Building a brand culture for your business is essential these days in a marketing world overloaded with information about companies, their products, and even their employees. Consumers have grown weary of ad campaigns and corny slogans, which can have little to do with the product they're searching for. They seek truth, not some flat, meaningless image or logo. Today's savvy company has a brand culture in place which not only extends to their customer base but links back to the employees of that company.
How does it do this? It starts by throwing out the old advertising clichés and embracing a vision. A company's brand culture goes way beyond the drive to squeeze out that last dollar from the profit margin. It defines the core values and beliefs on which the company is built. Perhaps it seeks to offer a sense of community or drive ecological sustainability. A good brand starts with a company’s mission and it feeds directly into the company culture, which is not only about growing the business, but also about enriching the lives of its customers and employees.

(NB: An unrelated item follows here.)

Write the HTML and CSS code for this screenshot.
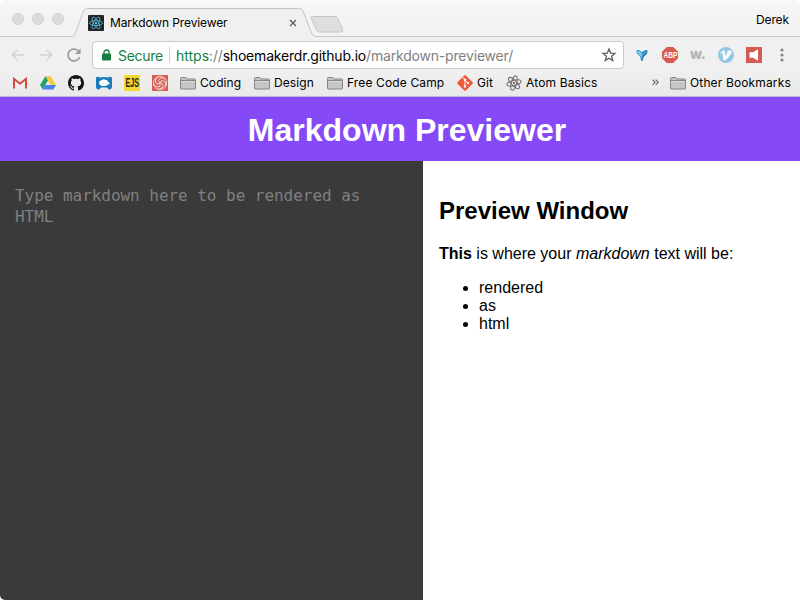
FILE: index.html
```html
<!DOCTYPE html>
<html lang="en">
<head>
<meta charset="utf-8">
<title>Markdown Previewer</title>
<link rel="stylesheet" href="styles.css">
</head>
<body>
<svg class="defs" width="0" height="0">
  <symbol id="folder" viewBox="0 0 16 16">
    <path d="M.5 13.500v-10q0-1 1-1h4q.7 0 1 .8l.3.7h7.700q1 0 1 1v8.500q0 .5-.5.5H1q-.5 0-.5-.5z" fill="#c5c5c5" stroke="#858585"/>
    <path d="M1 5.500h14" stroke="#858585"/><path d="M1 6.500h14" stroke="#dedede"/>
  </symbol>
</svg>
<div class="window">
  <div class="tabstrip">
    <div class="lights"><i></i><i></i><i></i></div>
    <div class="tab">
      <svg class="tab-shape" width="244" height="29" viewBox="0 0 244 29"><path d="M0 29v-.5q2-.3 3-2.500L11.500 3q1-2.500 4-2.500H227q3 0 4 2.500L240 26q1.200 2.500 4 2.500v.5z" fill="#f0f0f0"/><path d="M0 28.500q2-.3 3-2.500L11.500 3q1-2.500 4-2.500H227q3 0 4 2.500L240 26q1.200 2.500 4 2.500" fill="none" stroke="#c4c4c4"/></svg>
      <svg class="icon" viewBox="0 0 16 16"><rect width="16" height="16" rx="1" fill="#222629"/><g fill="none" stroke="#5ab8d2" stroke-width=".8"><ellipse cx="8" cy="8" rx="6.500" ry="2.500"/><ellipse cx="8" cy="8" rx="6.500" ry="2.500" transform="rotate(60 8 8)"/><ellipse cx="8" cy="8" rx="6.500" ry="2.500" transform="rotate(120 8 8)"/></g><circle cx="8" cy="8" r="1.200" fill="#61cbe8"/></svg>
      <span class="tab-title">Markdown Previewer</span>
      <svg class="close" width="8" height="8" viewBox="0 0 8 8"><path d="M1 1l6 6M7 1L1 7" stroke="#5a5a5a" stroke-width="1.300"/></svg>
    </div>
    <svg class="newtab" width="34" height="17" viewBox="0 0 34 17"><path d="M2.500.5H25q2 0 2.700 1.500l5 12q.6 2-1.200 2H9.500q-2 0-2.800-1.700L1 2.200Q.4.500 2.500.5z" fill="#dedede" stroke="#c6c6c6"/></svg>
    <span class="user">Derek</span>
  </div>
  <div class="toolbar">
    <svg class="nav" viewBox="0 0 16 16"><path d="M14.500 8H2.500M7.500 2.800L2.300 8l5.200 5.200" fill="none" stroke="#d2d2d2" stroke-width="1.300"/></svg>
    <svg class="nav" viewBox="0 0 16 16"><path d="M1.500 8h12M8.500 2.800L13.700 8l-5.200 5.200" fill="none" stroke="#d2d2d2" stroke-width="1.300"/></svg>
    <svg class="nav" viewBox="0 0 16 16"><path d="M13.700 10A6 6 0 1 1 12.700 4.200" fill="none" stroke="#999" stroke-width="1.600"/><path d="M14.600 1.500v5.600H9z" fill="#999"/></svg>
    <div class="omnibox">
      <svg class="lock" width="9" height="12" viewBox="0 0 9 12"><path d="M2 5.500V3.300a2.500 2.300 0 0 1 5 0v2.200" fill="none" stroke="#168043" stroke-width="1.300"/><rect y="4.500" width="9" height="7" rx=".8" fill="#168043"/></svg>
      <span class="secure">Secure</span>
      <i class="divider"></i>
      <span class="url"><b>https</b><s>://</s>shoemakerdr.github.io<s>/markdown-previewer/</s></span>
      <svg class="star" width="16" height="16" viewBox="0 0 16 16"><path d="M8 2l1.600 4.100 4.400.3-3.400 2.800 1.100 4.300L8 11.200l-3.700 2.300 1.100-4.300L2 6.400l4.400-.3z" fill="none" stroke="#5c5c5c" stroke-width="1.300"/></svg>
    </div>
    <div class="extensions">
      <svg viewBox="0 0 16 16"><path d="M1.500 2.500Q4 1 6 2l2 1 2-1q2-1 4.500.5.800 3-1.300 5.500L10.500 10.500 9.500 15h-3L5.500 10.500 2.800 8Q.7 5.500 1.500 2.500z" fill="#fff"/><path d="M2.300 3.200Q4.500 2.300 6 3.500L8 5l2-1.500q1.500-1.200 3.700-.3.400 2.600-1.500 4.400L9.700 10 9 14H7l-.7-4-2.500-2.400Q1.900 5.800 2.300 3.200z" fill="#3f92c8"/><path d="M3 3.700q1.800-.4 3 .8l2 2v4L4.500 7.300Q3 5.700 3 3.700z" fill="#7fcaea"/><path d="M8.500 10l4.300-4.800q0 1.700-1.700 3L9 10.500z" fill="#245f98"/></svg>
      <div class="abp"><span>ABP</span></div>
      <span class="wdot">w.</span>
      <svg viewBox="0 0 16 16"><circle cx="8" cy="8" r="8" fill="#93c8e5"/><path d="M2.300 5.800L5.500 3.200q1.300-.4 1.500 1l.3 4.500L9.900 5.500 8.500 5.200q1.500-2.300 4-2 2 .5 1 2.800Q11.500 10 7.500 13.200q-2 1-2.400-1L4.500 6l-1.500.7z" fill="#f5fafc"/></svg>
      <svg viewBox="0 0 16 16"><rect width="16" height="16" fill="#d25b52"/><path d="M3.500 5.300H7l5-3v11.400l-5-3H3.500z" fill="#fff"/></svg>
      <svg viewBox="0 0 16 16"><g fill="#858585"><circle cx="8" cy="3" r="1.600"/><circle cx="8" cy="8" r="1.600"/><circle cx="8" cy="13" r="1.600"/></g></svg>
    </div>
  </div>
  <div class="bookmarks">
    <svg class="icon" viewBox="0 0 16 16"><path d="M1 2.500h14v11H1z" fill="#f1eeee"/><path d="M2 13.500V3.800l6 5 6-5v9.700" fill="none" stroke="#d14b40" stroke-width="2"/></svg>
    <svg class="icon" viewBox="0 0 16 16"><path d="M5.300 1.200h5.400L16 10h-5.300z" fill="#f9c83b"/><path d="M5.300 1.200L8 5.600 2.700 14.500 0 10z" fill="#29a269"/><path d="M5.300 10H16l-2.700 4.500H2.700z" fill="#4683ed"/></svg>
    <svg class="icon" viewBox="0 0 16 16"><path fill="#151515" d="M8 0C3.580 0 0 3.580 0 8c0 3.540 2.290 6.530 5.470 7.590.4.070.55-.17.55-.38 0-.19-.01-.82-.01-1.490-2.010.37-2.530-.49-2.690-.94-.09-.23-.48-.94-.82-1.130-.28-.15-.68-.52-.01-.53.63-.01 1.080.58 1.230.82.72 1.210 1.870.87 2.330.66.07-.52.28-.87.51-1.070-1.780-.2-3.640-.89-3.640-3.950 0-.87.31-1.590.82-2.150-.08-.2-.36-1.020.08-2.120 0 0 .67-.21 2.200.82.64-.18 1.320-.27 2-.27s1.360.09 2 .27c1.530-1.040 2.200-.82 2.200-.82.44 1.100.16 1.920.08 2.120.51.56.82 1.270.82 2.150 0 3.070-1.870 3.750-3.650 3.950.29.25.54.73.54 1.480 0 1.070-.01 1.930-.01 2.200 0 .21.15.46.55.38A8.010 8.010 0 0 0 16 8c0-4.420-3.580-8-8-8z"/></svg>
    <svg class="icon" viewBox="0 0 16 16"><path d="M0 2.500q2-1.500 4 0 4-1 8 0 2-1.500 4 0v10q-1 2.500-3 2l-2-2H5l-2 2q-2 .5-3-2z" fill="#1a7db9"/><path d="M3 7.800Q3.200 5.500 5.500 5.300q2-2 4-.5 2.200 0 2.500 2 1.800.3 1.300 2-.7 1.500-2.300 1-1 1.700-3 1-1.700 1-2.800-.4Q3 10.300 3 7.800z" fill="#fff"/></svg>
    <div class="ejs"><span>EJS</span></div>
    <svg class="icon" viewBox="0 0 16 16"><rect width="16" height="16" fill="#d65f56"/><g fill="none" stroke="#f4cfcb" stroke-width="1"><circle cx="8" cy="8" r="6.600"/><path d="M8 8Q5 5.500 8 3.200q3.500-1.200 5.500 1.300"/><path d="M8 8Q5 5.500 8 3.200q3.500-1.200 5.500 1.300" transform="rotate(72 8 8)"/><path d="M8 8Q5 5.500 8 3.200q3.500-1.200 5.500 1.300" transform="rotate(144 8 8)"/><path d="M8 8Q5 5.500 8 3.200q3.500-1.200 5.500 1.300" transform="rotate(216 8 8)"/><path d="M8 8Q5 5.500 8 3.200q3.500-1.200 5.500 1.300" transform="rotate(288 8 8)"/></g></svg>
    <div class="mark coding"><svg class="icon"><use href="#folder"/></svg><span>Coding</span></div>
    <div class="mark design"><svg class="icon"><use href="#folder"/></svg><span>Design</span></div>
    <div class="mark camp"><svg class="icon"><use href="#folder"/></svg><span>Free Code Camp</span></div>
    <div class="mark git"><svg class="icon" viewBox="0 0 16 16"><path d="M7.200.5q.8-.8 1.600 0l6.700 6.700q.8.800 0 1.600l-6.700 6.700q-.8.800-1.600 0L.5 8.800q-.8-.8 0-1.600z" fill="#ee593a"/><path d="M5.500 2.200L8 4.700v7M8 5l3 3" fill="none" stroke="#fff"/><g fill="#fff"><circle cx="8" cy="4.800" r="1.200"/><circle cx="8" cy="11.500" r="1.200"/><circle cx="11" cy="8" r="1.200"/></g></svg><span>Git</span></div>
    <div class="mark atom"><svg class="icon" viewBox="0 0 16 16"><g fill="none" stroke="#7a7070" stroke-width="1.100"><ellipse cx="8" cy="8" rx="7.300" ry="2.600" transform="rotate(-15 8 8)"/><ellipse cx="8" cy="8" rx="7.300" ry="2.600" transform="rotate(45 8 8)"/><ellipse cx="8" cy="8" rx="7.300" ry="2.600" transform="rotate(105 8 8)"/></g><circle cx="8" cy="8" r="1.200" fill="#7a7070"/></svg><span>Atom Basics</span></div>
    <svg class="more" width="7" height="7" viewBox="0 0 7 7"><path d="M.6.700l2.400 2.600L.6 6M3.700.700l2.400 2.600L3.700 6" fill="none" stroke="#606060" stroke-width="1.100"/></svg>
    <div class="mark other"><svg class="icon"><use href="#folder"/></svg><span>Other Bookmarks</span></div>
  </div>
  <header class="banner"><h1>Markdown Previewer</h1></header>
  <main class="panes">
    <div class="editor">Type markdown here to be rendered as HTML</div>
    <section class="preview">
      <h2>Preview Window</h2>
      <p><strong>This</strong> is where your <em>markdown</em> text will be:</p>
      <ul><li>rendered</li><li>as</li><li>html</li></ul>
    </section>
  </main>
</div>
</body>
</html>
```
FILE: styles.css
```css
* { box-sizing: border-box; }
html { background: #fff; }
body { margin: 0; font-family: "Liberation Sans", Arial, sans-serif; color: #000; }
svg { display: block; flex: none; }
.defs { position: absolute; }
.window { width: 800px; height: 600px; display: flex; flex-direction: column; overflow: hidden; border-radius: 5px; }

.tabstrip, .toolbar, .bookmarks { font-family: Inter, sans-serif; white-space: nowrap; flex: none; }
.tabstrip { height: 37px; display: flex; background: linear-gradient(#f8f8f8, #f3f3f3 15px); border-bottom: 1px solid #cacaca; }
.lights { display: flex; gap: 8px; padding: 13px 0 0 12px; width: 72px; }
.lights i { width: 12px; height: 12px; border-radius: 50%; background: #dcdcdc; border: 1px solid #d0d0d0; }
.tab { position: relative; width: 244px; height: 37px; padding: 8px 0 0 16px; display: flex; align-items: center; }
.tab-shape { position: absolute; left: 0; top: 8px; }
.tab .icon, .tab-title, .close { position: relative; }
.icon { width: 16px; height: 16px; }
.tab-title { font-size: 12px; letter-spacing: -0.11px; margin-left: 6px; width: 179px; line-height: 16px; }
.newtab { margin: 16px 0 0 -6px; }
.user { margin-left: auto; padding: 12px 11px 0 0; font-size: 12px; letter-spacing: -0.1px; line-height: 16px; }

.toolbar { height: 33px; padding: 3px 10px 0; display: flex; align-items: center; background: #f0f0f0; }
.nav { width: 16px; height: 16px; margin-right: 12px; }
.nav:nth-child(3) { margin-right: 10px; }
.omnibox { width: 532px; height: 28px; border: 1px solid #cacaca; border-radius: 4px; background: #fff; display: flex; align-items: center; padding: 0 6px 0 9px; font-size: 14px; line-height: 20px; }
.omnibox span { position: relative; top: 1px; }
.lock { margin-right: 7px; }
.secure { color: #168043; width: 51px; letter-spacing: -0.3px; }
.divider { width: 1px; height: 16px; background: #d0d0d0; margin-right: 6px; }
.url { letter-spacing: -0.19px; }
.url b { font-weight: 400; color: #168043; letter-spacing: 0; }
.url s { text-decoration: none; color: #808080; }
.star { margin-left: auto; }
.extensions { display: flex; gap: 12px; margin-left: 10px; }
.extensions svg { width: 16px; height: 16px; }
.abp { width: 16px; height: 16px; background: #d95a50; color: #fff; display: flex; justify-content: center; clip-path: polygon(30% 0, 70% 0, 100% 30%, 100% 70%, 70% 100%, 30% 100%, 0 70%, 0 30%); }
.abp span { font: bold 9px/16px "Liberation Sans", sans-serif; transform: scaleX(.73); }
.wdot { width: 16px; font-weight: 800; font-size: 14px; line-height: 14px; letter-spacing: -0.3px; color: #adb2b5; }

.bookmarks { height: 27px; padding: 0 9px 1px 12px; display: flex; align-items: center; gap: 12px; background: linear-gradient(#f0f0f0, #e9e9e9); border-bottom: 1px solid #c2b4e0; font-size: 12px; line-height: 16px; }
.ejs { width: 16px; height: 16px; background: #f5d638; color: #272516; display: flex; justify-content: center; }
.ejs span { font: bold 13px/16px "Liberation Sans", sans-serif; transform: scaleX(.56); }
.mark { display: flex; gap: 4px; }
.coding { width: 62px; letter-spacing: 0.1px; }
.design { width: 61px; letter-spacing: 0.1px; }
.camp { width: 118px; letter-spacing: 0.13px; }
.git { width: 37px; letter-spacing: 0.1px; }
.atom { width: 93px; letter-spacing: 0.15px; }
.more { margin-left: auto; }
.other { width: 121px; margin-left: -1px; letter-spacing: 0.14px; }

.banner { height: 64px; flex: none; background: #8549f7; display: flex; justify-content: center; align-items: center; }
.banner h1 { margin: 2px 0 0 14px; color: #fff; font-size: 32px; line-height: 36px; }
.panes { flex: 1; display: flex; }
.editor { width: 423px; background: #3a3a3a; color: #808080; padding: 24px 15px; font: 16px/21px "DejaVu Sans Mono", monospace; letter-spacing: -0.04px; }
.preview { flex: 1; background: #fff; padding: 16px; font-size: 16px; line-height: 18px; }
.preview h2 { margin: 20px 0; font-size: 24px; line-height: 28px; }
.preview p { margin: 0 0 16px; }
.preview ul { margin: 0; padding-left: 40px; }
```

Your mission, brand, and culture should all work together, driving your company forward.
This is not something you undertake alone as a business owner, nor is it just the territory of your marketing team. You need to engage your whole organization, and this starts with recruitment: hiring the right kind of person who fits in well with your business culture. Train current employees to adopt new working practices that consolidate this new company vision. The link to the right can show you a real example of a recruiting campaign used for attracting the best and brightest across the country.

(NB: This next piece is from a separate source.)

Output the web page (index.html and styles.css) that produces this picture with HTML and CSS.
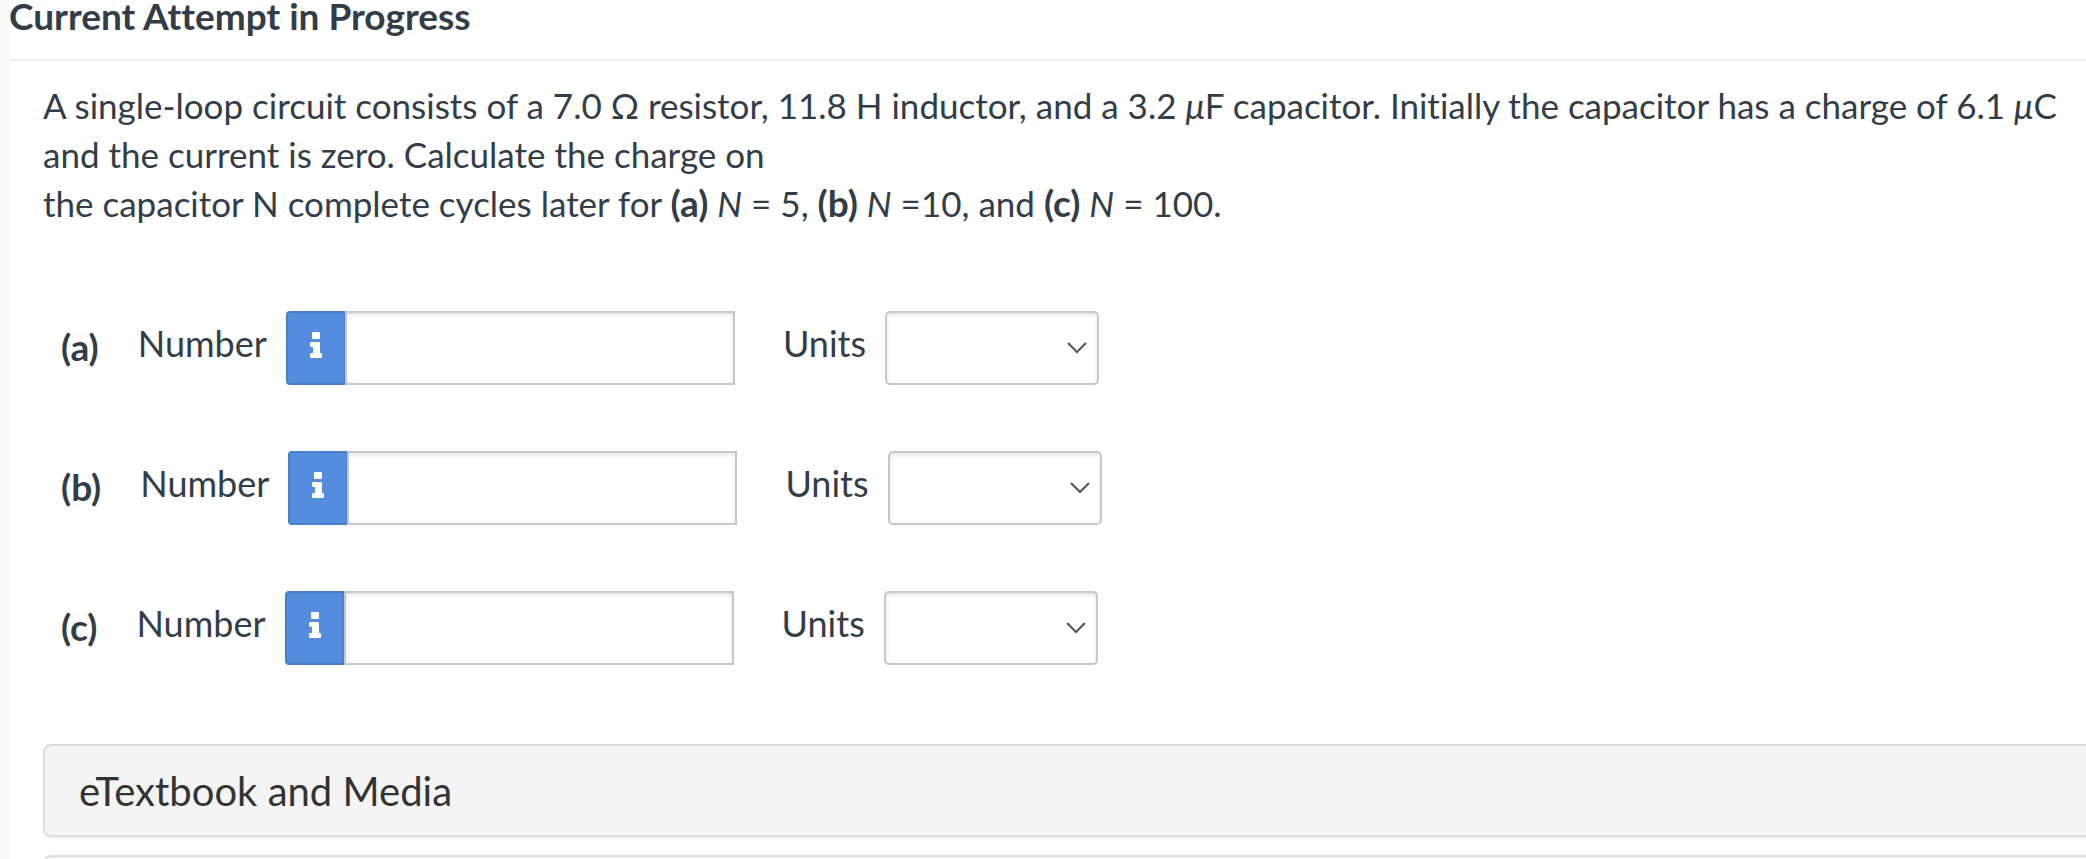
FILE: index.html
```html
<!DOCTYPE html>
<html lang="en">

<head>
    <meta charset="UTF-8">
    <meta name="viewport" content="width=device-width, initial-scale=1.0">
    <title>Current Attempt in Progress</title>
    <link rel="stylesheet" href="styles.css">
</head>

<body>
    <main class="question">
        <h1 class="question-header">Current Attempt in Progress</h1>

        <div class="question-body">
            <p class="question-text">
                A single-loop circuit consists of a 7.0 Ω resistor, 11.8 H inductor, and a 3.2 <em>μ</em>F capacitor.
                Initially the capacitor has a charge of 6.1 <em>μ</em>C and the current is zero. Calculate the charge on<br>
                the capacitor N complete cycles later for <strong>(a)</strong> <em>N</em> = 5, <strong>(b)</strong>
                <em>N</em> =10, and <strong>(c)</strong> <em>N</em> = 100.
            </p>

            <form class="answers">
                <div class="answer-row">
                    <strong class="part">(a)</strong>
                    <label class="number-label" for="number-a">Number</label>
                    <div class="number-group">
                        <button class="info" type="button" aria-label="Information about part a">
                            <svg class="info-icon" viewBox="0 0 12 26">
                                <rect x="2" y="0" width="8" height="7" rx="1" />
                                <path d="M1 10h8q1 0 1 1v10h1q1 0 1 1v3q0 1-1 1H1q-1 0-1-1v-3q0-1 1-1h2v-6H1q-1 0-1-1v-3q0-1 1-1z" />
                            </svg>
                        </button>
                        <input class="number-input" id="number-a" type="text">
                    </div>
                    <label class="units-label" for="units-a">Units</label>
                    <div class="units-group">
                        <select class="units-select" id="units-a">
                            <option></option>
                        </select>
                        <svg class="chevron" viewBox="0 0 20 12">
                            <path d="M1 1l9 9 9-9" />
                        </svg>
                    </div>
                </div>

                <div class="answer-row">
                    <strong class="part">(b)</strong>
                    <label class="number-label" for="number-b">Number</label>
                    <div class="number-group">
                        <button class="info" type="button" aria-label="Information about part b">
                            <svg class="info-icon" viewBox="0 0 12 26">
                                <rect x="2" y="0" width="8" height="7" rx="1" />
                                <path d="M1 10h8q1 0 1 1v10h1q1 0 1 1v3q0 1-1 1H1q-1 0-1-1v-3q0-1 1-1h2v-6H1q-1 0-1-1v-3q0-1 1-1z" />
                            </svg>
                        </button>
                        <input class="number-input" id="number-b" type="text">
                    </div>
                    <label class="units-label" for="units-b">Units</label>
                    <div class="units-group">
                        <select class="units-select" id="units-b">
                            <option></option>
                        </select>
                        <svg class="chevron" viewBox="0 0 20 12">
                            <path d="M1 1l9 9 9-9" />
                        </svg>
                    </div>
                </div>

                <div class="answer-row">
                    <strong class="part">(c)</strong>
                    <label class="number-label" for="number-c">Number</label>
                    <div class="number-group">
                        <button class="info" type="button" aria-label="Information about part c">
                            <svg class="info-icon" viewBox="0 0 12 26">
                                <rect x="2" y="0" width="8" height="7" rx="1" />
                                <path d="M1 10h8q1 0 1 1v10h1q1 0 1 1v3q0 1-1 1H1q-1 0-1-1v-3q0-1 1-1h2v-6H1q-1 0-1-1v-3q0-1 1-1z" />
                            </svg>
                        </button>
                        <input class="number-input" id="number-c" type="text">
                    </div>
                    <label class="units-label" for="units-c">Units</label>
                    <div class="units-group">
                        <select class="units-select" id="units-c">
                            <option></option>
                        </select>
                        <svg class="chevron" viewBox="0 0 20 12">
                            <path d="M1 1l9 9 9-9" />
                        </svg>
                    </div>
                </div>
            </form>

            <div class="resources">
                <button class="resource" type="button">eTextbook and Media</button>
                <div class="resource"></div>
            </div>
        </div>
    </main>
</body>

</html>
```

FILE: styles.css
```css
* {
    box-sizing: border-box;
}

html {
    height: 100%;
}

body {
    margin: 0;
    height: 100%;
    overflow: hidden;
    background-color: #fafafa;
    color: #333d47;
    font-family: Lato, sans-serif;
    font-size: 36px;
    font-variant-ligatures: none;
    line-height: 49px;
}

.question {
    height: 100%;
    margin-left: 9px;
    overflow: hidden;
    background: #fff;
}

.question-header {
    margin: 0;
    padding-bottom: 27px;
    border-bottom: 2px solid #eee;
    font-size: 37px;
    line-height: 32px;
}

.question-body {
    padding: 20px 0 0 34px;
}

.question-text {
    margin: 0;
    font-size: 35px;
}

strong {
    font-size: 37px;
    line-height: 1;
}

.answers {
    display: flex;
    flex-direction: column;
    gap: 66px;
    margin: 83px 0 79px;
    padding-left: 18px;
}

.answer-row {
    display: flex;
    align-items: center;
}

.part {
    margin-right: 39px;
    padding-bottom: 3px;
}

.number-label,
.units-label {
    margin-right: 19px;
    padding-bottom: 9px;
}

.number-group {
    display: flex;
    margin-right: 48px;
}

.info {
    display: flex;
    justify-content: center;
    align-items: center;
    width: 59px;
    height: 74px;
    padding: 0;
    border: 2px solid #467fca;
    border-right-width: 1px;
    border-radius: 4px 0 0 4px;
    background: #548ddd;
    cursor: pointer;
}

.info-icon {
    width: 12px;
    height: 26px;
    margin-bottom: 6px;
    fill: #fff;
}

.number-input,
.units-select {
    height: 74px;
    margin: 0;
    padding: 0 12px;
    border: 2px solid #c7c7c7;
    background: #fff;
    box-shadow: inset 0 2px 4px rgba(0, 0, 0, 0.1);
    color: inherit;
    font: inherit;
}

.number-input {
    width: 390px;
    border-radius: 0;
}

.units-group {
    display: grid;
    align-items: center;
}

.units-select {
    grid-area: 1 / 1;
    width: 214px;
    border-radius: 5px;
    appearance: none;
}

.chevron {
    grid-area: 1 / 1;
    justify-self: end;
    width: 20px;
    height: 12px;
    margin-right: 12px;
    fill: none;
    stroke: #555;
    stroke-width: 2;
    pointer-events: none;
}

.resources {
    display: flex;
    flex-direction: column;
    gap: 18px;
}

/* panels run past the right edge of the window */
.resource {
    min-height: 93px;
    margin: 0 -8px 0 0;
    padding: 0 34px;
    border: 2px solid #ddd;
    border-radius: 8px;
    background: #f4f4f4;
    box-shadow: 0 2px 2px rgba(0, 0, 0, 0.05);
    color: #333;
    font-family: inherit;
    font-size: 40px;
    text-align: left;
}
```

Ensure they understand the benefits your product delivers to your customers and to the community. Job descriptions may in some cases need to be altered so that everyone is contributing wholly to the company’s core values. According to CareerArc, 84% of employees perform additional research before applying for a job - and 40% are more likely to perform research beyond the company website. Information out on your company's culture, as well as your products, need to be up to date and in sync with the job description so you won't attract blind-appliers (unhappy employees that typically apply for jobs blindly).
Through a corporate communications strategy, these values and beliefs need to be fed and continually reinforced to employees so they can understand and embrace the company’s brand culture. Employees need to believe in the brand. They need to be engaged with the brand, and they need to be happy with the brand. Brand culture is as much about your employees as it is about you and your customer base.
HubSpot, a sales and marketing software company, was rated number 7 in Business Insider's Best Places To Work in 2018 according to employees. This Cambridge-based company is well known for their company's culture and how they treat their employees. A customer success manager at HubSpot is quoted in the article saying, "There's a culture here where, no matter your role, if you have something to say, your voice will be heard. The people working here are consistently whip-smart, super hard working and generally fun to be around."
Your most effective brand ambassadors are your employees - and negative reviews can seriously hurt your hiring initiatives. Only 21% of candidates would apply to a 1-star rated company. Only 1 in 3 (34%) would apply to a 2-star company.
Finally, you will need to set up a means of evaluating that a consistent corporate message is getting across, including ways that employees can offer feedback, such as staff meetings and events, or intranet surveys.
Grow your brand culture and in turn, watch your company grow.